- REQUIRED TASK
Sift the material for lines containing "styles", and return them.
# # #
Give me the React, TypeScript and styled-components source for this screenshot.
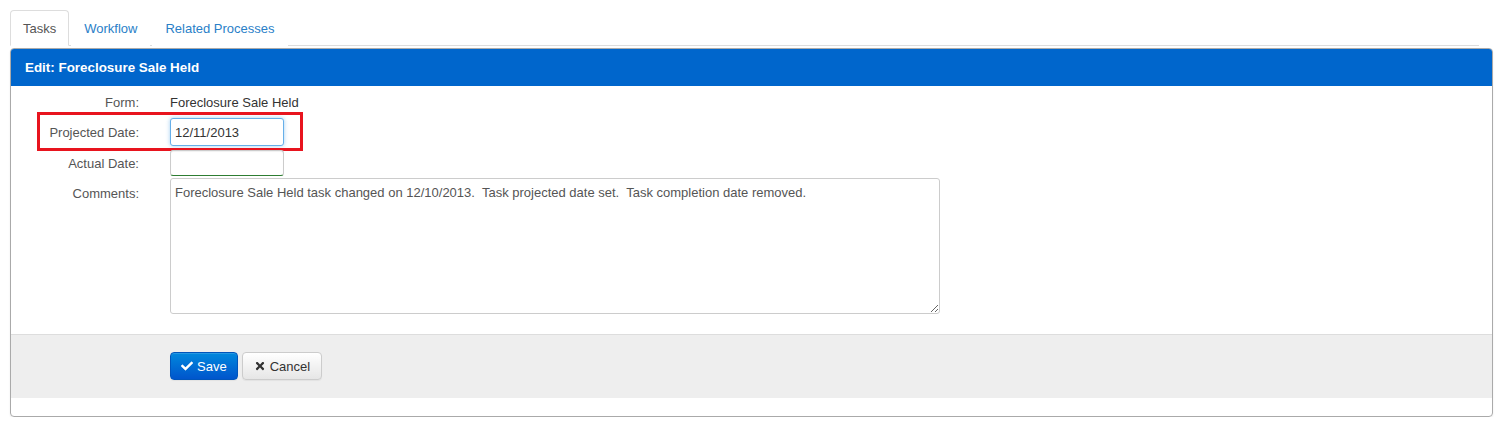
import React from 'react';
import styled, {createGlobalStyle} from 'styled-components';
import {FaCheck, FaTimes} from 'react-icons/fa';

const GlobalStyle = createGlobalStyle`
    html, body {
        margin: 0;
        padding: 0;
        background: #fff;
        font-family: "Liberation Sans", Arial, sans-serif;
        font-size: 13px;
        color: #333;
    }
`

export default function App() {
    return (
        <Page>
            <GlobalStyle />
            <TabBar>
                <Tab active>Tasks</Tab>
                <Tab>Workflow</Tab>
                <Tab>Related Processes</Tab>
            </TabBar>
            <Panel>
                <PanelHeader>Edit: Foreclosure Sale Held</PanelHeader>
                <PanelBody>
                    <FormGrid>
                        <Label top>Form:</Label>
                        <StaticValue>Foreclosure Sale Held</StaticValue>

                        <Label>Projected Date:</Label>
                        <FieldCell>
                            <DateInput focused defaultValue="12/11/2013" />
                            <Highlight />
                        </FieldCell>

                        <Label>Actual Date:</Label>
                        <FieldCell>
                            <DateInput changed defaultValue="" />
                        </FieldCell>

                        <Label top pad={6}>Comments:</Label>
                        <FieldCell tight>
                            <Comments defaultValue="Foreclosure Sale Held task changed on 12/10/2013.  Task projected date set.  Task completion date removed." />
                        </FieldCell>
                    </FormGrid>
                    <Actions>
                        <Button primary>
                            <FaCheck size={12} />
                            Save
                        </Button>
                        <Button>
                            <FaTimes size={12} />
                            Cancel
                        </Button>
                    </Actions>
                </PanelBody>
            </Panel>
        </Page>
    );
}

const Page = styled.div`
    padding: 10px 8px 0 10px;
`
const TabBar = styled.div`
    display: flex;
    margin-right: 14px;
    border-bottom: 1px solid #ddd;
    height: 35px;
    align-items: flex-end;
`
const Tab = styled.div<{active?: boolean}>`
    height: 36px;
    box-sizing: border-box;
    padding: 10px 12px 0 12px;
    margin-bottom: -1px;
    margin-right: 2px;
    font-size: 13px;
    line-height: 16px;
    color: ${props => props.active ? '#555' : '#2a80c8'};
    background: #fff;
    border: 1px solid ${props => props.active ? '#ddd' : 'transparent'};
    border-bottom-color: ${props => props.active ? '#fff' : 'transparent'};
    border-radius: 4px 4px 0 0;
`
const Panel = styled.div`
    margin-top: 2px;
    border: 1px solid #aaa;
    border-radius: 4px;
    overflow: hidden;
    box-shadow: 0 1px 2px rgba(0,0,0,0.08);
`
const PanelHeader = styled.div`
    background: #0066cc;
    color: #fff;
    font-size: 13.4px;
    font-weight: bold;
    height: 37px;
    line-height: 37px;
    padding-left: 14px;
`
const PanelBody = styled.div`
    padding-bottom: 18px;
`
const FormGrid = styled.div`
    display: grid;
    grid-template-columns: 128px 1fr;
    grid-template-rows: 19px auto auto auto;
    column-gap: 31px;
    row-gap: 4px;
    padding: 9px 0 20px 0;
    line-height: 15px;
`
const Label = styled.div<{top?: boolean; pad?: number}>`
    text-align: right;
    color: #555;
    align-self: ${props => props.top ? 'start' : 'center'};
    padding-top: ${props => props.pad || 0}px;
`
const StaticValue = styled.div`
    color: #333;
    align-self: start;
`
const FieldCell = styled.div<{tight?: boolean}>`
    position: relative;
    display: flex;
    margin-top: ${props => props.tight ? '-2px' : '0'};
`
const DateInput = styled.input<{focused?: boolean; changed?: boolean}>`
    width: 114px;
    height: ${props => props.focused ? '28px' : '26px'};
    box-sizing: border-box;
    padding: 0 4px;
    font-family: "Liberation Sans", Arial, sans-serif;
    font-size: 13px;
    color: #333;
    border: 1px solid ${props => props.focused ? '#66afe9' : '#ccc'};
    border-bottom-color: ${props => props.changed ? '#2e7d32' : props.focused ? '#66afe9' : '#ccc'};
    border-radius: 3px;
    box-shadow: ${props => props.focused ? '0 0 4px rgba(102,175,233,0.6)' : 'inset 0 1px 1px rgba(0,0,0,0.06)'};
    outline: none;
`
const Highlight = styled.div`
    position: absolute;
    left: -133px;
    top: -6px;
    width: 260px;
    height: 33px;
    border: 3px solid #e8141e;
    pointer-events: none;
`
const Comments = styled.textarea`
    width: 770px;
    height: 136px;
    box-sizing: border-box;
    padding: 6px 4px;
    font-family: "Liberation Sans", Arial, sans-serif;
    font-size: 13px;
    color: #555;
    border: 1px solid #ccc;
    border-radius: 3px;
    resize: both;
    outline: none;
`
const Actions = styled.div`
    display: flex;
    gap: 4px;
    background: #eee;
    border-top: 1px solid #ddd;
    height: 64px;
    box-sizing: border-box;
    padding: 17px 0 0 159px;
`
const Button = styled.button<{primary?: boolean}>`
    display: flex;
    align-items: center;
    gap: 4px;
    height: 28px;
    padding: 0 ${props => props.primary ? '10px' : '11px'};
    font-family: "Liberation Sans", Arial, sans-serif;
    font-size: 13px;
    color: ${props => props.primary ? '#fff' : '#333'};
    background: ${props => props.primary
        ? 'linear-gradient(#0088dd, #0055cc)'
        : 'linear-gradient(#fff, #e6e6e6)'};
    border: 1px solid ${props => props.primary ? '#0055bb' : '#ccc'};
    border-radius: 4px;
    box-shadow: inset 0 1px 0 rgba(255,255,255,0.15), 0 1px 1px rgba(0,0,0,0.05);
    cursor: pointer;
`
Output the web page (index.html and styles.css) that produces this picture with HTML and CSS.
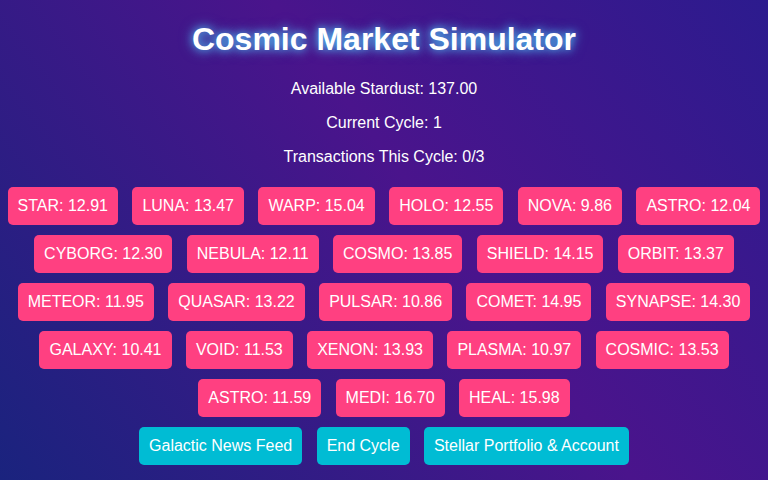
FILE: index.html
```html
<!DOCTYPE html>
<html lang="en">
<head>
<meta charset="utf-8">
<title>Cosmic Market Simulator</title>
<link rel="stylesheet" href="styles.css">
</head>
<body>
<main class="app">
  <h1 class="title">Cosmic Market Simulator</h1>
  <p class="stat">Available Stardust: 137.00</p>
  <p class="stat">Current Cycle: 1</p>
  <p class="stat">Transactions This Cycle: 0/3</p>
  <div class="market">
    <button class="stock">STAR: 12.91</button>
    <button class="stock">LUNA: 13.47</button>
    <button class="stock">WARP: 15.04</button>
    <button class="stock">HOLO: 12.55</button>
    <button class="stock">NOVA: 9.86</button>
    <button class="stock">ASTRO: 12.04</button>
    <button class="stock">CYBORG: 12.30</button>
    <button class="stock">NEBULA: 12.11</button>
    <button class="stock">COSMO: 13.85</button>
    <button class="stock">SHIELD: 14.15</button>
    <button class="stock">ORBIT: 13.37</button>
    <button class="stock">METEOR: 11.95</button>
    <button class="stock">QUASAR: 13.22</button>
    <button class="stock">PULSAR: 10.86</button>
    <button class="stock">COMET: 14.95</button>
    <button class="stock">SYNAPSE: 14.30</button>
    <button class="stock">GALAXY: 10.41</button>
    <button class="stock">VOID: 11.53</button>
    <button class="stock">XENON: 13.93</button>
    <button class="stock">PLASMA: 10.97</button>
    <button class="stock">COSMIC: 13.53</button>
    <button class="stock">ASTRO: 11.59</button>
    <button class="stock">MEDI: 16.70</button>
    <button class="stock">HEAL: 15.98</button>
  </div>
  <div class="actions">
    <button class="action">Galactic News Feed</button>
    <button class="action">End Cycle</button>
    <button class="action">Stellar Portfolio &amp; Account</button>
  </div>
</main>
</body>
</html>
```
FILE: styles.css
```css
html, body {
  margin: 0;
  padding: 0;
  height: 100%;
}
body {
  background: linear-gradient(53deg, #1a237e 0%, #4a148c 56%, #2c1b8e 100%);
  color: #ffffff;
  font-family: "Liberation Sans", Arial, sans-serif;
  overflow: hidden;
}
.app {
  display: flex;
  flex-direction: column;
  align-items: center;
  padding-top: 21px;
}
.title {
  margin: 0 0 22px;
  font-size: 32px;
  line-height: 37px;
  font-weight: bold;
  color: #ffffff;
  text-shadow: 0 0 8px #4fc3f7, 0 0 14px rgba(79, 195, 247, 0.6);
}
.stat {
  margin: 0 0 16px;
  font-size: 16px;
  line-height: 18px;
}
.market,
.actions {
  display: flex;
  flex-wrap: wrap;
  justify-content: center;
  column-gap: 14.4px;
  row-gap: 10px;
  width: 100%;
  box-sizing: border-box;
  padding: 0 5px;
}
.market {
  margin-top: 5px;
}
.actions {
  margin-top: 10px;
}
.stock,
.action {
  border: none;
  border-radius: 5px;
  padding: 10px;
  font-family: "Liberation Sans", Arial, sans-serif;
  font-size: 16px;
  line-height: 18px;
  color: #ffffff;
  cursor: pointer;
}
.stock {
  background: #ff4081;
}
.action {
  background: #00bcd4;
}
```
# # #
- FINISHED TASK
Output the web page (index.html and styles.css) that produces this picture with HTML and CSS.
<link rel="stylesheet" href="styles.css">
FILE: styles.css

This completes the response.